Questions and doubts can sometimes be useful so it is always good to address them even if they seem to challenge your sacred vision of your ebook. When you are in the writing stage, things will come up like problems, challenges, difficulties and ideas, things you never imagined when you sat in your room pondering your final product. Simple things like formatting can actually be huge as if 1 person changes something, everyone must follow for standardisation. Even if someone writes 1 sentence more than the page limit, it means asking them to reconstruct the entire paragraph. Another common issue is repetition and it is often just by accident. If you keep track of the writing, you can spot it and deal with asap. If you leave the writing and check it later, you may have a tough time contacting people and getting things changed.
Chapter 5: Networks
5 writers means 5 networks or ‘PLNs’ which you can and should exploit for every purpose. For example, a writer with many colleague friends in a school will be a great source for potential case studies of teaching and probably proofing. Connections can help you find new contributors, source relevant data to mould the book and even secure technical help when the publication process gets tough.

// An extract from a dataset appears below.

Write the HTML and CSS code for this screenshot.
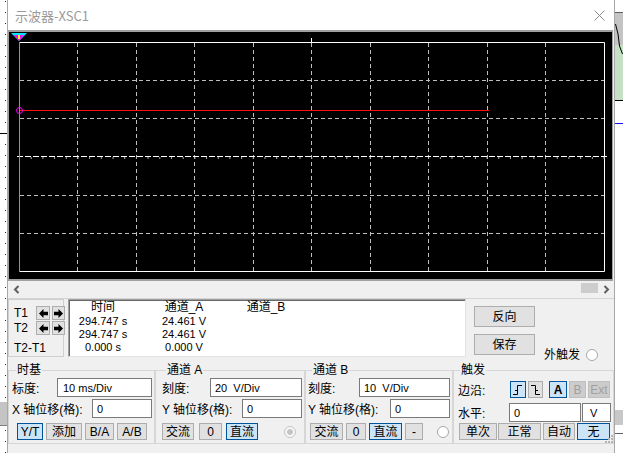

Advertising and sales are the key difficulties for ebooks but if you have 10 co-writers all active in associations with blogs and Twitter feeds, you have a wide world at your fingertips. Just 1 tweet from 1 co-writer can get viewed and retweeted many times. For freebie ebooks, you could raise awareness in 5 minutes by just asking each co-writer to announce the ebook on their social media sites and blogs.
For those looking for big sales, the greater he amount of people hearing about your ebook, the higher the product awareness which is step number 1 in the sales chain. A combined assault of posts and hash tags across then net then sharing will do your read wonders. Readers often like to know and trust authors so things like chatting with co-writers on Twitter is free and gets attention and trust. Interactive with potential readers though is even better.
Good luck and remember to use the #ELTebook hashtag if you share ebooks about ELT.